▶ **TASK INSTRUCTIONS**
Working from the top of the listing below, retype each line through the line containing "type Row = [React.ReactNode, React.ReactNode];", both included, with no pictures.

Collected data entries
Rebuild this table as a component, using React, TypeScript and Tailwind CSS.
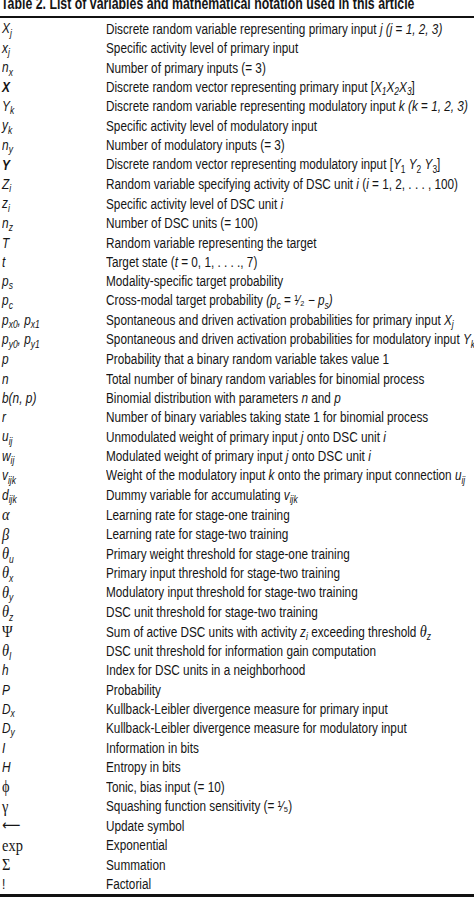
import React from "react";

const S = ({ children }: { children: React.ReactNode }) => (
  <sub className="text-[10px] align-[-1px] leading-none">{children}</sub>
);
const I = ({ children }: { children: React.ReactNode }) => <i className="italic">{children}</i>;
const G = ({ children }: { children: React.ReactNode }) => (
  <span className="not-italic text-[17px] leading-none" style={{ fontFamily: '"Liberation Serif", serif' }}>{children}</span>
);

type Row = [React.ReactNode, React.ReactNode];

const rows: Row[] = [
  [<I>X<S>j</S></I>, <>Discrete random variable representing primary input <I>j (j</I> = <I>1, 2, 3)</I></>],
  [<I>x<S>j</S></I>, <>Specific activity level of primary input</>],
  [<I>n<S>x</S></I>, <>Number of primary inputs (= 3)</>],
  [<b className="italic">X</b>, <>Discrete random vector representing primary input [<I>X<S>1</S>X<S>2</S>X<S>3</S></I>]</>],
  [<I>Y<S>k</S></I>, <>Discrete random variable representing modulatory input <I>k (k</I> = <I>1, 2, 3)</I></>],
  [<I>y<S>k</S></I>, <>Specific activity level of modulatory input</>],
  [<I>n<S>y</S></I>, <>Number of modulatory inputs (= 3)</>],
  [<b className="italic">Y</b>, <>Discrete random vector representing modulatory input [<I>Y</I><S>1</S> <I>Y</I><S>2</S> <I>Y</I><S>3</S>]</>],
  [<I>Z<S>i</S></I>, <>Random variable specifying activity of DSC unit <I>i</I> (<I>i</I> = 1, 2, . . . , 100)</>],
  [<I>z<S>i</S></I>, <>Specific activity level of DSC unit <I>i</I></>],
  [<I>n<S>z</S></I>, <>Number of DSC units (= 100)</>],
  [<I>T</I>, <>Random variable representing the target</>],
  [<I>t</I>, <>Target state (<I>t</I> = 0, 1, . . . ., 7)</>],
  [<I>p<S>s</S></I>, <>Modality-specific target probability</>],
  [<I>p<S>c</S></I>, <>Cross-modal target probability <I>(p<S>c</S></I> = ¹⁄₂ − <I>p<S>s</S>)</I></>],
  [<I>p<S>x0</S>, p<S>x1</S></I>, <>Spontaneous and driven activation probabilities for primary input <I>X<S>j</S></I></>],
  [<I>p<S>y0</S>, p<S>y1</S></I>, <>Spontaneous and driven activation probabilities for modulatory input <I>Y<S>k</S></I></>],
  [<I>p</I>, <>Probability that a binary random variable takes value 1</>],
  [<I>n</I>, <>Total number of binary random variables for binomial process</>],
  [<I>b(n, p)</I>, <>Binomial distribution with parameters <I>n</I> and <I>p</I></>],
  [<I>r</I>, <>Number of binary variables taking state 1 for binomial process</>],
  [<I>u<S>ij</S></I>, <>Unmodulated weight of primary input <I>j</I> onto DSC unit <I>i</I></>],
  [<I>w<S>ij</S></I>, <>Modulated weight of primary input <I>j</I> onto DSC unit <I>i</I></>],
  [<I>v<S>ijk</S></I>, <>Weight of the modulatory input <I>k</I> onto the primary input connection <I>u<S>ij</S></I></>],
  [<I>d<S>ijk</S></I>, <>Dummy variable for accumulating <I>v<S>ijk</S></I></>],
  [<G><I>α</I></G>, <>Learning rate for stage-one training</>],
  [<G><I>β</I></G>, <>Learning rate for stage-two training</>],
  [<><G><I>θ</I></G><I><S>u</S></I></>, <>Primary weight threshold for stage-one training</>],
  [<><G><I>θ</I></G><I><S>x</S></I></>, <>Primary input threshold for stage-two training</>],
  [<><G><I>θ</I></G><I><S>y</S></I></>, <>Modulatory input threshold for stage-two training</>],
  [<><G><I>θ</I></G><I><S>z</S></I></>, <>DSC unit threshold for stage-two training</>],
  [<G>Ψ</G>, <>Sum of active DSC units with activity <I>z<S>i</S></I> exceeding threshold <G><I>θ</I></G><I><S>z</S></I></>],
  [<><G><I>θ</I></G><I><S>I</S></I></>, <>DSC unit threshold for information gain computation</>],
  [<I>h</I>, <>Index for DSC units in a neighborhood</>],
  [<I>P</I>, <>Probability</>],
  [<I>D<S>x</S></I>, <>Kullback-Leibler divergence measure for primary input</>],
  [<I>D<S>y</S></I>, <>Kullback-Leibler divergence measure for modulatory input</>],
  [<I>I</I>, <>Information in bits</>],
  [<I>H</I>, <>Entropy in bits</>],
  [<G>ϕ</G>, <>Tonic, bias input (= 10)</>],
  [<G>γ</G>, <>Squashing function sensitivity (= ¹⁄₅)</>],
  [
    <span className="text-[15px] leading-none" style={{ fontFamily: '"DejaVu Sans", sans-serif' }}>⟵</span>,
    <>Update symbol</>,
  ],
  [<G>exp</G>, <>Exponential</>],
  [<G>Σ</G>, <>Summation</>],
  [<>!</>, <>Factorial</>],
];

export default function App() {
  return (
    <div
      className="w-[474px] h-[897px] overflow-hidden bg-white text-[#151515]"
      style={{ fontFamily: '"Liberation Sans", Arial, sans-serif' }}
    >
      <div className="-mt-[5px] h-[21px] pl-[1px] text-[17px] leading-[17px] font-bold whitespace-nowrap">
        <span className="inline-block origin-left scale-x-[0.725]">
          Table 2. List of variables and mathematical notation used in this article
        </span>
      </div>
      <div className="h-[2px] bg-[#111]" />
      <div className="flex flex-col pt-[1px]">
        {rows.map(([sym, desc], i) => (
          <div key={i} className="flex items-center h-[19.45px] text-[14px] leading-none whitespace-nowrap">
            <div className="w-[106px] shrink-0 pl-[2px]">
              <span className="inline-block origin-left scale-x-[0.85]">{sym}</span>
            </div>
            <div className="inline-block origin-left scale-x-[0.84]">{desc}</div>
          </div>
        ))}
      </div>
      <div className="h-[4px] bg-[#111]" />
    </div>
  );
}
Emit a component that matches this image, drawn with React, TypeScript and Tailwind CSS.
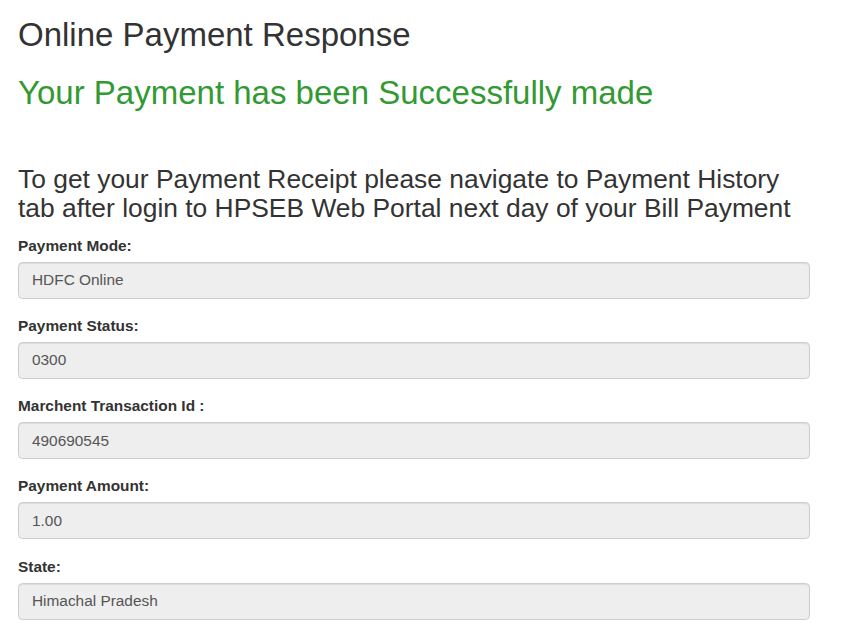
const fields = [
  { label: "Payment Mode:", value: "HDFC Online" },
  { label: "Payment Status:", value: "0300" },
  { label: "Marchent Transaction Id :", value: "490690545" },
  { label: "Payment Amount:", value: "1.00" },
  { label: "State:", value: "Himachal Pradesh" },
];

export default function App() {
  return (
    <div className="min-h-screen bg-white pl-[18px] pt-[17px] font-['Liberation_Sans',Arial,sans-serif] text-[#333]">
      <h2 className="text-[33px] leading-[1.1] font-normal">Online Payment Response</h2>
      <h2 className="mt-[21.7px] text-[33px] leading-[1.1] font-normal text-[#339933]">
        Your Payment has been Successfully made
      </h2>
      <h3 className="mt-[54px] w-[800px] text-[26.4px] leading-[29px] font-normal">
        To get your Payment Receipt please navigate to Payment History tab after login to HPSEB Web Portal next day of your Bill Payment
      </h3>
      <form className="mt-[11.4px] w-[792px]">
        {fields.map((f) => (
          <div key={f.label} className="mb-[16.25px]">
            <label className="block mb-[5px] text-[15.4px] leading-[22px] font-bold">{f.label}</label>
            <input
              readOnly
              disabled
              value={f.value}
              className="block w-full h-[37px] px-[13px] rounded-[4.5px] border border-[#ccc] bg-[#eee] text-[15.4px] text-[#555] shadow-[inset_0_1px_1px_rgba(0,0,0,0.075)] outline-none"
            />
          </div>
        ))}
      </form>
    </div>
  );
}
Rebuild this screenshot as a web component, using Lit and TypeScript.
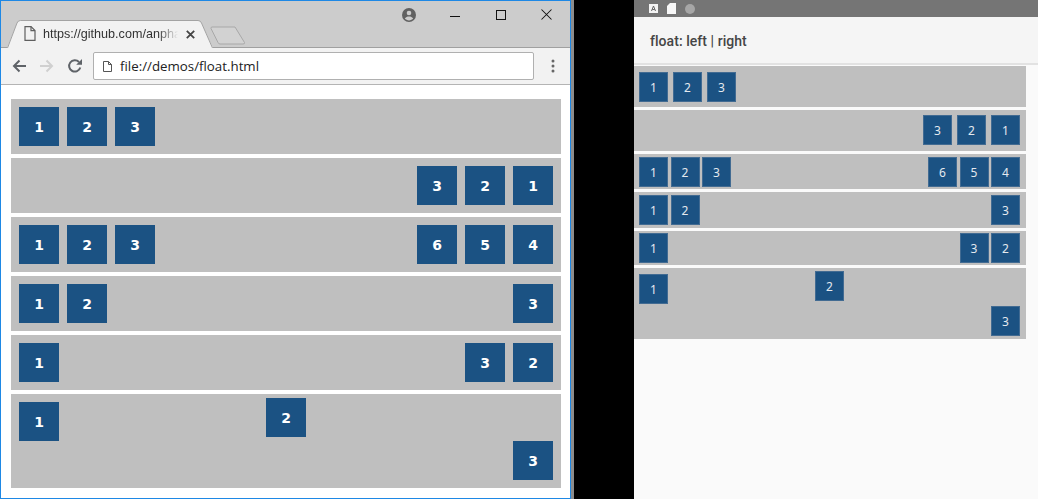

▶ **RESULT FOR THIS EXERCISE**
Rebuild this table as a component, using React, TypeScript and Tailwind CSS.
import React from "react";

const S = ({ children }: { children: React.ReactNode }) => (
  <sub className="text-[10px] align-[-1px] leading-none">{children}</sub>
);
const I = ({ children }: { children: React.ReactNode }) => <i className="italic">{children}</i>;
const G = ({ children }: { children: React.ReactNode }) => (
  <span className="not-italic text-[17px] leading-none" style={{ fontFamily: '"Liberation Serif", serif' }}>{children}</span>
);

type Row = [React.ReactNode, React.ReactNode];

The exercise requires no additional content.